Inmovilidad y grandeza de las masas

Los ojos no ven la luz -se dice- sino aquello que ella alumbra.  Si nada obstaculiza su curso, la luz sigue invisible en la oscuridad del infinito universo. 

Multitudes de partículas inanimadas o de sobrecogedora indiferencia constituyen el medio en que viaja la luz.  Las masas están presentes como símbolos irreales.  Fuera de esta permanencia, ofrecen el espectáculo del salto en la evolución e iluminan el horizonte que su contemplación transparenta.

La  fuerza de las masas se macera en el viaje de su espíritu por la oscuridad y la desgracia hasta que entra en el proceso de aniquilación de sus límites y de la relación que las conserva en la inercia.

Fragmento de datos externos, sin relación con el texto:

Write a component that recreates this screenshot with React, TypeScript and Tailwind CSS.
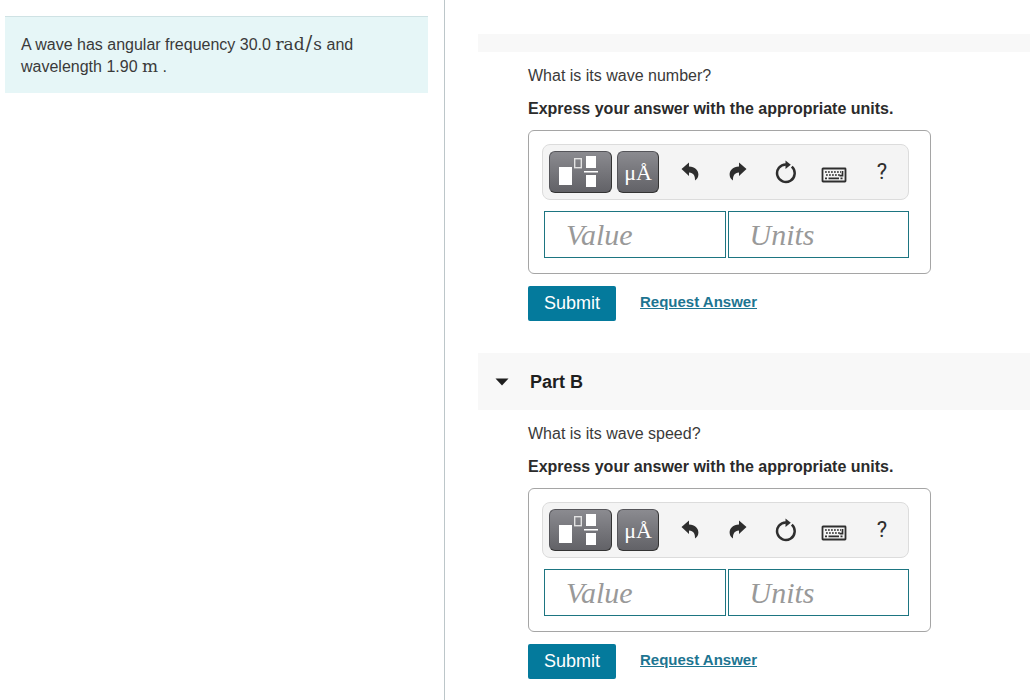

En momentos que se incorporan a la memoria de la especie, las masas inertes se vuelven explosivas y desatan un potencial energético mayor que el de aquellas que permanecen en plena ebullición.  Todas ellas hacen la historia -se ha dicho- cuando proclaman su voluntad.  Así sucedió en la rebelión de las Alcabalas, la independencia de Estados Unidos y en la complicidad de un pueblo entero por el 9 de octubre de 1820 y en aquella disposición práctica de combate que liquida al ejército colonial un 24 de mayo; en la toma de la Bastilla y del Palacio de Invierno, en la reconstitución de la unidad nacional estadounidense al vencer en la Guerra de Secesión.   Son superaciones heroicas, victoriosas de siglos de horror y oscuridad, de milenios de eficaz esclavitud, de centurias de reproducción del capitalismo y de décadas de inútil intento de organizar una alternativa al margen, incluso,  de la determinación científico-técnica.

Las masas en sí, inertes, no alumbran.  Conforman la etiqueta del Poder que se sirve de ellas para ejercerse.  Poseen la mirada dispuesta a observar el abordaje a su propia inmovilidad y solo entonces se disponen a reconocer o a marcar otra época, otra simplemente.

Cada líder de ese Poder es el signo de la quimera del oro.  La opción imprescindible de colectividades moribundas que anticipadamente desfilan voceando un nombre, que corren hacia las urnas a depositar la certeza de su defunción.  Frecuentemente, en esas mismas urnas se consuma el fenecimiento de su voluntad.

El Ecuador vive un tiempo de inercia y de salvadores activos, de masas entumecidas, simuladas por turbas y caravanas tumultuosas adquiridas en el mercado del silencio, de la terrible desocupación que se vende bulliciosamente para disimular la quietud.

Alguna vez Marx pensó que la política desaparecería por superación de sus funciones en el desarrollo.  Mientras tanto, es decir, mientras las masas son la inanición de la existencia, los súbditos del Poder demandan dar fin a la política por desprestigio, por las razones de Estado de los partidos de Estado.

La perezosa apariencia colectiva, lenta y opaca, oculta la fortaleza de sus entrañas, de esa luz que viaja y no se ve sino cuando choca.